Building government housing is one partial solution to the problem of spiralling house and rental costs. It provides competition for ruthless landlords at the lower end of the market and undoubtedly its erosion has contributed to Britain’s current crisis. Yet there was always a problem with council housing in Britain. Few residents loved it enough to defend it when a succession of right wing governments sought to undermine it. They had not felt in control of where they lived, they had rarely felt that it was genuinely theirs, and the lack of maintenance on many estates reminded people constantly what a low priority they were for those in power, that they would have to beg for any improvements to their housing situation.
So British people are confronted constantly with these choices: rent privately and lose all life stability; rent from the government and lose control of your environment; or buy property and work more hours than your grandparents for thirty years to pay it off.
In the end of course even among those three limited options many people never get much of a choice. Their position in relation to property later in life will be determined in large part by the position they are born into. So it is that many people in one of the richest countries in the world do not have a home they control.
While regulating property rights is seen by some as an unwarranted intervention by the state, the glimpse of British property history I caught while driving round the country reminds us that in fact property rights themselves are an intervention by the state. We need to question whether this historically unequal property regime is really conducive to our quality of life, both in Britain and in the countries around the world that have adopted similar regimes. It is tragic to think of much poorer countries straining to attain the rule of law within property regimes taken from richer countries, while Britain now sees people living in sheds in back gardens.

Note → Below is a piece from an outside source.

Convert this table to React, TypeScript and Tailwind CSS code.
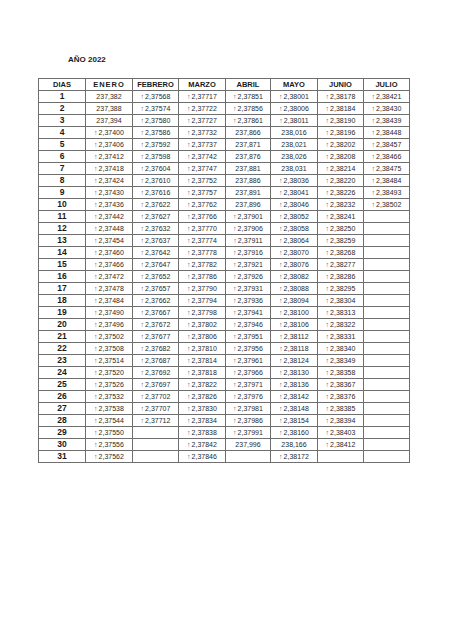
const months = ["ENERO", "FEBRERO", "MARZO", "ABRIL", "MAYO", "JUNIO", "JULIO"];

type Cell = { up: boolean; text: string } | null;

function up(n: number): Cell {
  return { up: true, text: `2,${n}` };
}

function flat(s: string): Cell {
  return { up: false, text: s };
}

function seq(start: number, step: number, count: number) {
  return Array.from({ length: count }, (_, i) => start + i * step);
}

const enero: Cell[] = [
  flat("237,382"),
  flat("237,388"),
  flat("237,394"),
  ...seq(37400, 6, 28).map(up),
];

const febrero: Cell[] = [
  ...seq(37568, 6, 10).map(up),
  ...seq(37627, 5, 18).map(up),
  null,
  null,
  null,
];

const marzo: Cell[] = [...seq(37717, 5, 10).map(up), ...seq(37766, 4, 21).map(up)];

const abril: Cell[] = [
  ...seq(37851, 5, 3).map(up),
  ...seq(866, 5, 7).map((n) => flat(`237,${n}`)),
  ...seq(37901, 5, 19).map(up),
  flat("237,996"),
  null,
];

const mayo: Cell[] = [
  ...seq(38001, 5, 3).map(up),
  ...seq(16, 5, 4).map((n) => flat(`238,0${n}`)),
  ...seq(38036, 5, 3).map(up),
  ...seq(38052, 6, 19).map(up),
  flat("238,166"),
  up(38172),
];

const junio: Cell[] = [...seq(38178, 6, 10).map(up), ...seq(38241, 9, 20).map(up), null];

const julio: Cell[] = [...seq(38421, 9, 10).map(up), ...Array.from({ length: 21 }, () => null)];

const columns = [enero, febrero, marzo, abril, mayo, junio, julio];

function Value({ cell }: { cell: Cell }) {
  if (!cell) return null;
  return (
    <span>
      {cell.up ? <span className="mr-[1px] text-[#555]">↑</span> : null}
      {cell.text}
    </span>
  );
}

export default function App() {
  return (
    <div className="min-h-screen bg-white pl-[38px] pt-[55px] font-['Liberation_Sans',Arial,sans-serif] text-[#1a1a1a]">
      <div className="pl-[30px] text-[8px] font-bold leading-[10px]">AÑO 2022</div>
      <table className="mt-[13px] w-[371px] table-fixed border-collapse">
        <colgroup>
          <col className="w-[47px]" />
          <col className="w-[47px]" />
          <col className="w-[46px]" />
          <col className="w-[47px]" />
          <col className="w-[45px]" />
          <col className="w-[47px]" />
          <col className="w-[46px]" />
          <col className="w-[46px]" />
        </colgroup>
        <thead>
          <tr className="h-[12px]">
            <th className="border border-[#6e6e6e] p-0 text-center text-[7.5px] font-bold leading-[11px]">DIAS</th>
            {months.map((m) => (
              <th
                key={m}
                className={`border border-[#6e6e6e] p-0 text-center text-[7.5px] font-bold leading-[11px] ${
                  m === "ENERO" ? "tracking-[1px]" : ""
                }`}
              >
                {m}
              </th>
            ))}
          </tr>
        </thead>
        <tbody>
          {Array.from({ length: 31 }, (_, i) => (
            <tr key={i} className="h-[12px]">
              <td className="border border-[#6e6e6e] p-0 text-center text-[8.5px] font-bold leading-[11px]">{i + 1}</td>
              {columns.map((col, c) => (
                <td
                  key={c}
                  className="border border-[#6e6e6e] p-0 text-center text-[7px] leading-[11px] text-[#2a2a2a]"
                >
                  <Value cell={col[i]} />
                </td>
              ))}
            </tr>
          ))}
        </tbody>
      </table>
    </div>
  );
}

Since our housing crises are not natural, but created by our property and credit regimes, they can be solved. Against precarious living situations we could propose a right to a home that we control. Individual ownership is not the only way of having control of our living space: it is possible to imagine forms of public housing that people could call home, though we must also recognise that professional state management of housing has historically denied people control of their living space. Whether we own our home individually or collectively, autonomously or through some branch of government, there are a few things we can identify as being essential components of the right to a home: we must have the peace of mind that comes from knowing we can stay in our home if we need to, as well as having freedom of movement; we must be able to make changes to our living environment if we need to; and we must know that we need not sacrifice all else for the sake of a home. The right to a home rather than the mere right to access housing is about quality of life. It is a battle that must be fought in every part of the world, from China to Switzerland, and the need to fight it in London has never been as pressing since the Second World War.
Wherever we are we must say what we want clearly and boldly. Finland’s constitution states “The public authorities shall promote the right of everyone to housing and the opportunity to arrange their own housing.” It’s good to see it phrased in terms of active promotion, yet such commitments could be phrased more strongly still. We also, of course, need to go beyond the words: the UN itself claims that the right to housing involves a right to affordability, and that it too demands positive action from governments, yet I see no way to enforce this in London. Rather, the word ‘affordable’ has a bitter taste to it here, attached as it is to the lower quality parts of new developments which are still out of most people’s price range.
There are many ways in which a strong right to a home might be implemented. It would proceed through trial and error and would no doubt take different forms around the world. Governments could fund collectively controlled rather than state-managed housing. In Britain increasing renters rights against their landlords would certainly be part of the equation. Another might be a land value tax for those who own more than a certain amount of land. If your ancestor was in the right place at the Battle of Hastings, should you own Savernake Forest? Or more pertinently to my housing situation, should the Duke of Westminster own half of central London because he was born into a certain family? And should credit for homes be made available to those who already own property while those without homes are priced out? Breaking up – and preventing the establishment of – large estates is politically difficult, but perhaps some taxation-induced redistribution would be the price of us all having a home of our own, on a piece of soil we collectively or individually control.
However we implement our rights, it would be a step forward if we could first decide that the situation we are in is not good enough, that we have the right to demand more, whether in Britain or Colombia or Malawi. We should collectively agree on, then induce governments to act on, this simple idea: we all have a right to live in a home that we control.